Alors que les catastrophes nucléaires conjointes sur au moins quatre des réacteurs de la centrale de Fukushuma Daichi s’aggravent de jour en jour, le lobby atomiste français déshonore notre pays par son impudence à vouloir tirer profit d’une tragédie humaine planétaire.
Au moment où un nombre croissant de personnes sacrifient leur santé et peut-être leur vie pour sauver ce qui peut encore l’être à la centrale nucléaire de Fukushima Daichi, le plus choquant devient de constater à quel point la catastrophe était prévue de longue date.
Le péril que constitue pour les centrales nucléaires japonaises la recrudescence sismique dans la région est dénoncé depuis au moins 2007. Mais l’on apprend maintenant que les réacteurs sinistrés faisaient l’objet d’un défaut de conception — connu par leur constructeur General Electric dès le début des années 70 — touchant notamment à leur système de refroidissement et à leur résistance en cas de défaillance de celui-ci.
En 1972, l’expert américain Stephen H. Hanauer avait recommandé l’arrêt de l’exploitation de ce type de réacteurs pour cause de risques de sûreté inacceptables [1]. Mais Joseph Hendrie, futur président de l’autorité de sûreté nucléaire américaine, avait objecté que, pour « séduisante » que fût cette idée, revenir sur la caution initiale accordée à cette technologie par les industriels et les organismes de sûreté aurait risqué de marquer « la fin de l’énergie nucléaire ». Il fallait donc, avant tout, sauver l’industrie nucléaire… et pas du tout des populations par avance sacrifiées.

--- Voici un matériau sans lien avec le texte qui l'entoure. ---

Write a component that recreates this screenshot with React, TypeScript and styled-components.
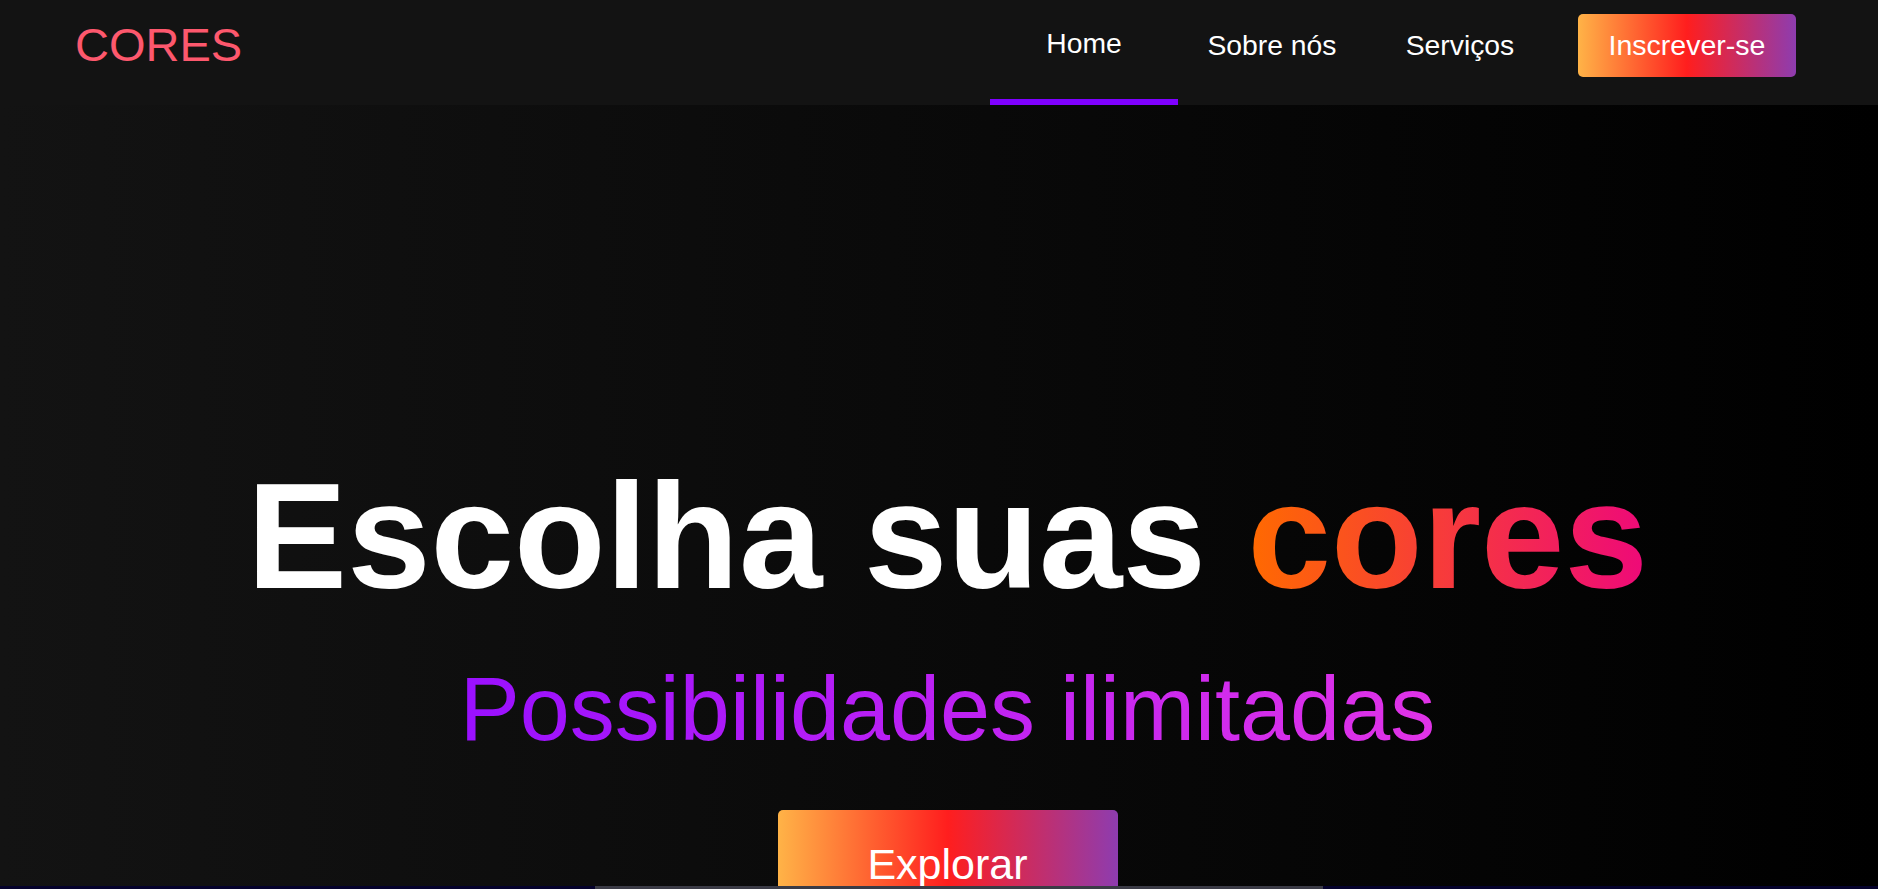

« Pis encore, explique Marie-Christine Gamberini, référente des Amis de la Terre France sur le nucléaire et l’énergie, malgré ces défauts de conception notoires, le réacteur 3 de Fukushima Daichi est chargé depuis septembre 2010 en combustible Mox, un mélange d’oxydes d’uranium et de plutonium. Or la présence de plutonium rend les réacteurs plus délicats à piloter tout en démultipliant la gravité des contaminations en cas d’accident. Et devinez qui a fourni sans sourciller ce Mox ? Areva ! »
« Dès lors, s’indigne Martine Laplante, présidente des Amis de la Terre France, comment Anne Lauvergeon peut-elle oser plastronner que le savoir-faire nucléaire français est le meilleur de la planète et devrait être le leader d’une “nouvelle gouvernance mondiale” en la matière ? Comment le PDG d’EDF peut-il comparer la catastrophe en cours avec un crash d’avion et avoir le cynisme de proposer aux Japonais l’expertise de son groupe et « son retour d’expérience » ? »
Comme le notait encore en 2001 le physicien nucléaire Roger Belbeoch : « Le crime nucléaire a un statut juridique tout à fait original. Généralement, il y a crime lorsqu’on a découvert une victime et l’identification du criminel est la tâche de la justice. Avec le rayonnement, les criminels sont connus mais les victimes demeureront inconnues. On pourra seulement les dénombrer mais ce n’est pas la tâche de la justice, et l’impunité est garantie. » [2]
Pour les Amis de la Terre, cette impunité a assez duré. Ce ne sont plus seulement les « générations futures » qui sont menacées, mais l’humanité actuelle. En matière atomique, la seule « gouvernance mondiale » tolérable est celle qui devra trouver les moyens de veiller pendant des millénaires sur les déchets radioactifs et les zones contaminées après que cette source d’énergie mortifère aura été abandonnée. Quant à prétendre au nom de « la » science, du « progrès » et du « développement » que l’on n’aurait plus le choix, c’est tout bonnement inadmissible.
Comme l’affirmait dès 1977 le philosophe Günther Anders, réfugié de l’Allemagne nazie et premier mari de Hannah Arendt, à propos du nucléaire qu’il considérait comme la principale menace pour l’humanité, « la tâche morale la plus importante aujourd’hui consiste à faire comprendre aux hommes qu’ils doivent s’inquiéter et qu’ils doivent ouvertement proclamer leur peur légitime. Mettre en garde contre la panique que nous semons est criminel. » [3].
Notes
[1] Tchernoblues, de la servitude volontaire à la nécessité de la servitude, L’Esprit frappeur, 2001.
[2] http://www.nytimes.com/2011/03/16/w...
[3] Günther Anders, Et si je suis désespéré, que voulez-vous que j’y fasse, trad. Christophe David, éditions Allia 2001.